Goal of the exercise: Images appear in the records below; leave them out and repeat everything else exactly.

Extracted entries:
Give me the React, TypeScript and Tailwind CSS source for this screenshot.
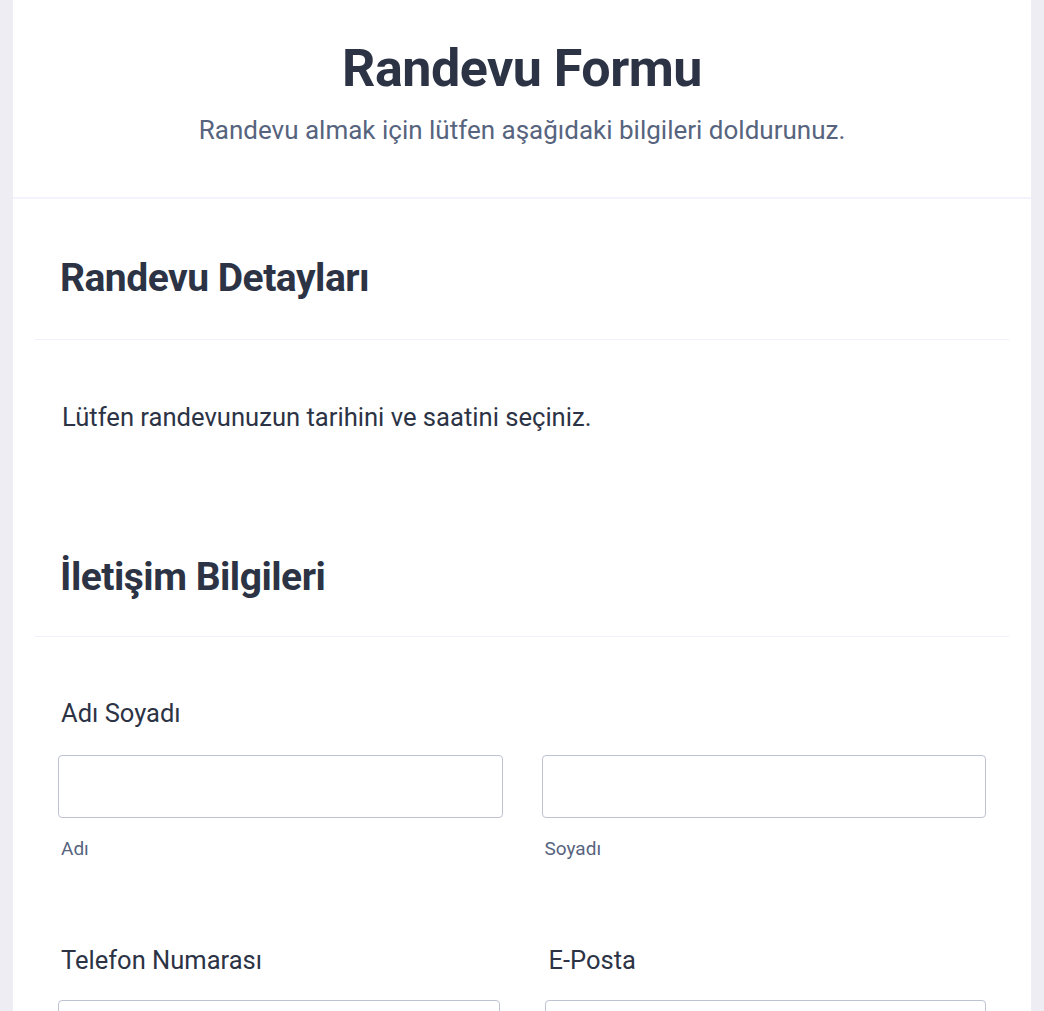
import React from "react";

const font = { fontFamily: "Roboto, 'Noto Sans', sans-serif" };

function Field({ sub }: { sub?: string }) {
  return (
    <div className="flex flex-col">
      <input className="h-[63px] w-full rounded-[4px] border border-[#bfc2d1] bg-white outline-none" />
      {sub && <div className="mt-[20px] pl-[3px] text-[19px] leading-[22px] text-[#57647e]">{sub}</div>}
    </div>
  );
}

export default function App() {
  return (
    <div className="min-h-[1011px] w-full bg-[#ededf3] text-[#2c3345]" style={font}>
      <div className="ml-[13px] w-[1018px] min-h-[1011px] bg-white">
        <div className="flex h-[199px] flex-col items-center border-b-2 border-[#f3f3fe] pt-[39px]">
          <h1 className="text-[52px] font-bold leading-[60px] tracking-[-0.5px] text-[#2c3345]">Randevu Formu</h1>
          <p className="mt-[15px] text-[26px] leading-[32px] text-[#57647e]">
            Randevu almak için lütfen aşağıdaki bilgileri doldurunuz.
          </p>
        </div>

        <div className="mx-[22px]">
          <div className="border-b border-[#f1f1fb] pb-[38px] pl-[25px] pt-[56px]">
            <h2 className="text-[39px] font-bold leading-[46px] tracking-[-0.5px]">Randevu Detayları</h2>
          </div>
          <p className="pl-[27px] pt-[62px] text-[25.6px] leading-[30px]">Lütfen randevunuzun tarihini ve saatini seçiniz.</p>

          <div className="border-b border-[#f1f1fb] pb-[36px] pl-[25px] pt-[122px]">
            <h2 className="text-[39px] font-bold leading-[46px] tracking-[-0.5px]">İletişim Bilgileri</h2>
          </div>

          <div className="px-[23px] pt-[61px]">
            <div className="pl-[3px] text-[25.5px] leading-[30px]">Adı Soyadı</div>
            <div className="mt-[27px] grid grid-cols-2 gap-x-[39px]">
              <Field sub="Adı" />
              <Field sub="Soyadı" />
            </div>

            <div className="mt-[85px] grid grid-cols-2 gap-x-[45px]">
              <div className="pl-[3px] text-[25.5px] leading-[30px]">Telefon Numarası</div>
              <div className="pl-[4px] text-[25.5px] leading-[30px]">E-Posta</div>
            </div>
            <div className="mt-[25px] grid grid-cols-2 gap-x-[45px]">
              <Field />
              <Field />
            </div>
          </div>
        </div>
      </div>
    </div>
  );
}
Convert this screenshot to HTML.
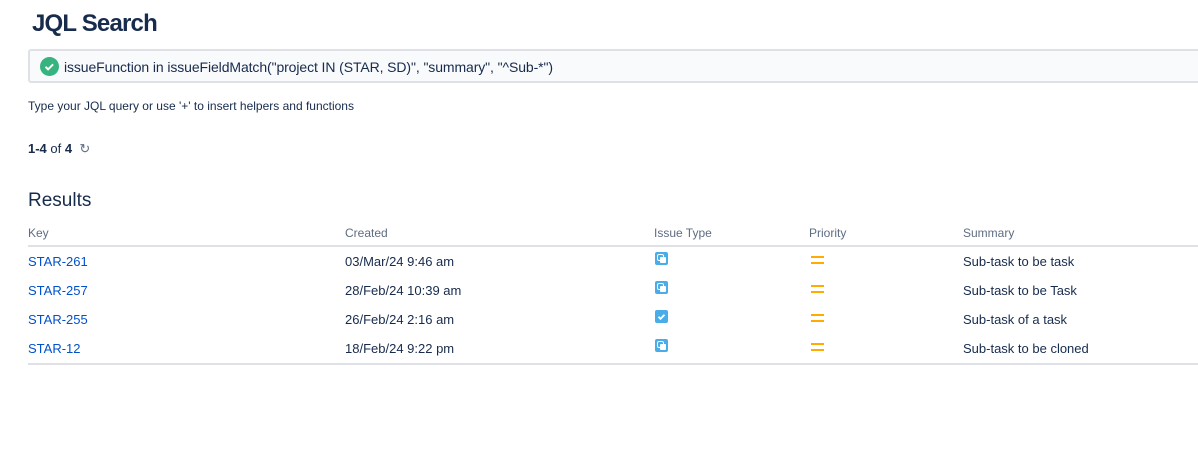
<!DOCTYPE html><html><head><style>
body{margin:0;width:1198px;height:473px;background:#fff;font-family:"Liberation Sans",sans-serif;color:#172b4d;position:relative;overflow:hidden}
.a{position:absolute;white-space:nowrap}
.h{font-size:12px;color:#5e6c84}
.r{font-size:13px;color:#172b4d}
.k{color:#0052cc;font-size:13px}
.ic{position:absolute;width:13px;height:13px;background:#4bade8;border-radius:2px}
.pr{position:absolute;width:13px;border-top:2px solid #ffab00;border-bottom:2px solid #ffab00;box-sizing:border-box;height:8px}
.ic.s::before{content:"";position:absolute;left:2px;top:2px;width:5px;height:5px;background:#4bade8;border:1.5px solid #fff;border-radius:2px}
.ic.s::after{content:"";position:absolute;left:5px;top:5px;width:6px;height:6px;background:#fff;border-radius:1px}
</style></head><body>
<div class="a" style="left:32px;top:10px;font-size:24px;font-weight:bold;letter-spacing:-0.8px">JQL Search</div>
<div class="a" style="left:28px;top:49px;width:1180px;height:34px;background:#f9fafb;border:2px solid #dfe1e6;box-sizing:border-box;border-radius:3px"></div>
<div class="a" style="left:40px;top:57px;width:19px;height:19px;border-radius:50%;background:#36b37e"><svg width="19" height="19"><path d="M5.5 9.8l2.6 2.5 5-5" stroke="#fff" stroke-width="2" fill="none"/></svg></div>
<div class="a" style="left:64px;top:59px;font-size:14px;letter-spacing:-0.1px">issueFunction in issueFieldMatch("project IN (STAR, SD)", "summary", "^Sub-*")</div>
<div class="a" style="left:28px;top:99px;font-size:12px">Type your JQL query or use '+' to insert helpers and functions</div>
<div class="a" style="left:28px;top:141px;font-size:13px"><b>1-4</b> of <b>4</b> <span style="color:#5e6c84;font-size:13px">&nbsp;↻</span></div>
<div class="a" style="left:28px;top:190px;font-size:19px">Results</div>
<div class="a h" style="left:28px;top:226px">Key</div>
<div class="a h" style="left:345px;top:226px">Created</div>
<div class="a h" style="left:654px;top:226px">Issue Type</div>
<div class="a h" style="left:809px;top:226px">Priority</div>
<div class="a h" style="left:963px;top:226px">Summary</div>
<div class="a" style="left:28px;top:245px;width:1170px;height:2px;background:#dfe1e6"></div>
<div class="a" style="left:28px;top:363px;width:1170px;height:2px;background:#dfe1e6"></div>

<div class="a k" style="left:28px;top:254px">STAR-261</div><div class="a r" style="left:345px;top:254px">03/Mar/24 9:46 am</div>
<div class="ic s" style="left:655px;top:252px"></div><div class="pr" style="left:811px;top:256px"></div>
<div class="a r" style="left:963px;top:254px">Sub-task to be task</div>

<div class="a k" style="left:28px;top:283px">STAR-257</div><div class="a r" style="left:345px;top:283px">28/Feb/24 10:39 am</div>
<div class="ic s" style="left:655px;top:281px"></div><div class="pr" style="left:811px;top:285px"></div>
<div class="a r" style="left:963px;top:283px">Sub-task to be Task</div>

<div class="a k" style="left:28px;top:312px">STAR-255</div><div class="a r" style="left:345px;top:312px">26/Feb/24 2:16 am</div>
<div class="ic" style="left:655px;top:310px"><svg width="13" height="13"><path d="M3.5 6.8l2 2 4-4" stroke="#fff" stroke-width="1.8" fill="none"/></svg></div><div class="pr" style="left:811px;top:314px"></div>
<div class="a r" style="left:963px;top:312px">Sub-task of a task</div>

<div class="a k" style="left:28px;top:341px">STAR-12</div><div class="a r" style="left:345px;top:341px">18/Feb/24 9:22 pm</div>
<div class="ic s" style="left:655px;top:339px"></div><div class="pr" style="left:811px;top:343px"></div>
<div class="a r" style="left:963px;top:341px">Sub-task to be cloned</div>
</body></html>
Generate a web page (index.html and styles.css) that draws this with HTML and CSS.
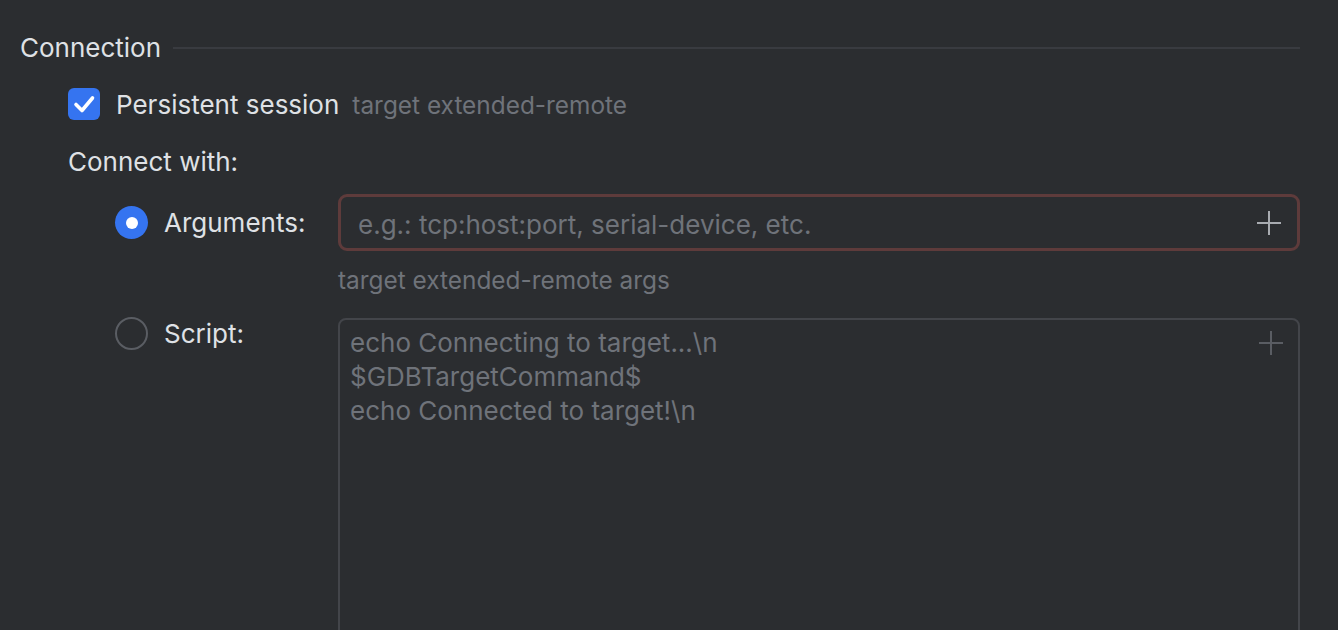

Task response:
Give me the React, TypeScript and Tailwind CSS source for this screenshot.
import React from "react";

const font = { fontFamily: "Roboto, 'Noto Sans', sans-serif" };

function Field({ sub }: { sub?: string }) {
  return (
    <div className="flex flex-col">
      <input className="h-[63px] w-full rounded-[4px] border border-[#bfc2d1] bg-white outline-none" />
      {sub && <div className="mt-[20px] pl-[3px] text-[19px] leading-[22px] text-[#57647e]">{sub}</div>}
    </div>
  );
}

export default function App() {
  return (
    <div className="min-h-[1011px] w-full bg-[#ededf3] text-[#2c3345]" style={font}>
      <div className="ml-[13px] w-[1018px] min-h-[1011px] bg-white">
        <div className="flex h-[199px] flex-col items-center border-b-2 border-[#f3f3fe] pt-[39px]">
          <h1 className="text-[52px] font-bold leading-[60px] tracking-[-0.5px] text-[#2c3345]">Randevu Formu</h1>
          <p className="mt-[15px] text-[26px] leading-[32px] text-[#57647e]">
            Randevu almak için lütfen aşağıdaki bilgileri doldurunuz.
          </p>
        </div>

        <div className="mx-[22px]">
          <div className="border-b border-[#f1f1fb] pb-[38px] pl-[25px] pt-[56px]">
            <h2 className="text-[39px] font-bold leading-[46px] tracking-[-0.5px]">Randevu Detayları</h2>
          </div>
          <p className="pl-[27px] pt-[62px] text-[25.6px] leading-[30px]">Lütfen randevunuzun tarihini ve saatini seçiniz.</p>

          <div className="border-b border-[#f1f1fb] pb-[36px] pl-[25px] pt-[122px]">
            <h2 className="text-[39px] font-bold leading-[46px] tracking-[-0.5px]">İletişim Bilgileri</h2>
          </div>

          <div className="px-[23px] pt-[61px]">
            <div className="pl-[3px] text-[25.5px] leading-[30px]">Adı Soyadı</div>
            <div className="mt-[27px] grid grid-cols-2 gap-x-[39px]">
              <Field sub="Adı" />
              <Field sub="Soyadı" />
            </div>

            <div className="mt-[85px] grid grid-cols-2 gap-x-[45px]">
              <div className="pl-[3px] text-[25.5px] leading-[30px]">Telefon Numarası</div>
              <div className="pl-[4px] text-[25.5px] leading-[30px]">E-Posta</div>
            </div>
            <div className="mt-[25px] grid grid-cols-2 gap-x-[45px]">
              <Field />
              <Field />
            </div>
          </div>
        </div>
      </div>
    </div>
  );
}
Convert this screenshot to HTML.
<!DOCTYPE html><html><head><style>
body{margin:0;width:1198px;height:473px;background:#fff;font-family:"Liberation Sans",sans-serif;color:#172b4d;position:relative;overflow:hidden}
.a{position:absolute;white-space:nowrap}
.h{font-size:12px;color:#5e6c84}
.r{font-size:13px;color:#172b4d}
.k{color:#0052cc;font-size:13px}
.ic{position:absolute;width:13px;height:13px;background:#4bade8;border-radius:2px}
.pr{position:absolute;width:13px;border-top:2px solid #ffab00;border-bottom:2px solid #ffab00;box-sizing:border-box;height:8px}
.ic.s::before{content:"";position:absolute;left:2px;top:2px;width:5px;height:5px;background:#4bade8;border:1.5px solid #fff;border-radius:2px}
.ic.s::after{content:"";position:absolute;left:5px;top:5px;width:6px;height:6px;background:#fff;border-radius:1px}
</style></head><body>
<div class="a" style="left:32px;top:10px;font-size:24px;font-weight:bold;letter-spacing:-0.8px">JQL Search</div>
<div class="a" style="left:28px;top:49px;width:1180px;height:34px;background:#f9fafb;border:2px solid #dfe1e6;box-sizing:border-box;border-radius:3px"></div>
<div class="a" style="left:40px;top:57px;width:19px;height:19px;border-radius:50%;background:#36b37e"><svg width="19" height="19"><path d="M5.5 9.8l2.6 2.5 5-5" stroke="#fff" stroke-width="2" fill="none"/></svg></div>
<div class="a" style="left:64px;top:59px;font-size:14px;letter-spacing:-0.1px">issueFunction in issueFieldMatch("project IN (STAR, SD)", "summary", "^Sub-*")</div>
<div class="a" style="left:28px;top:99px;font-size:12px">Type your JQL query or use '+' to insert helpers and functions</div>
<div class="a" style="left:28px;top:141px;font-size:13px"><b>1-4</b> of <b>4</b> <span style="color:#5e6c84;font-size:13px">&nbsp;↻</span></div>
<div class="a" style="left:28px;top:190px;font-size:19px">Results</div>
<div class="a h" style="left:28px;top:226px">Key</div>
<div class="a h" style="left:345px;top:226px">Created</div>
<div class="a h" style="left:654px;top:226px">Issue Type</div>
<div class="a h" style="left:809px;top:226px">Priority</div>
<div class="a h" style="left:963px;top:226px">Summary</div>
<div class="a" style="left:28px;top:245px;width:1170px;height:2px;background:#dfe1e6"></div>
<div class="a" style="left:28px;top:363px;width:1170px;height:2px;background:#dfe1e6"></div>

<div class="a k" style="left:28px;top:254px">STAR-261</div><div class="a r" style="left:345px;top:254px">03/Mar/24 9:46 am</div>
<div class="ic s" style="left:655px;top:252px"></div><div class="pr" style="left:811px;top:256px"></div>
<div class="a r" style="left:963px;top:254px">Sub-task to be task</div>

<div class="a k" style="left:28px;top:283px">STAR-257</div><div class="a r" style="left:345px;top:283px">28/Feb/24 10:39 am</div>
<div class="ic s" style="left:655px;top:281px"></div><div class="pr" style="left:811px;top:285px"></div>
<div class="a r" style="left:963px;top:283px">Sub-task to be Task</div>

<div class="a k" style="left:28px;top:312px">STAR-255</div><div class="a r" style="left:345px;top:312px">26/Feb/24 2:16 am</div>
<div class="ic" style="left:655px;top:310px"><svg width="13" height="13"><path d="M3.5 6.8l2 2 4-4" stroke="#fff" stroke-width="1.8" fill="none"/></svg></div><div class="pr" style="left:811px;top:314px"></div>
<div class="a r" style="left:963px;top:312px">Sub-task of a task</div>

<div class="a k" style="left:28px;top:341px">STAR-12</div><div class="a r" style="left:345px;top:341px">18/Feb/24 9:22 pm</div>
<div class="ic s" style="left:655px;top:339px"></div><div class="pr" style="left:811px;top:343px"></div>
<div class="a r" style="left:963px;top:341px">Sub-task to be cloned</div>
</body></html>
Generate a web page (index.html and styles.css) that draws this with HTML and CSS.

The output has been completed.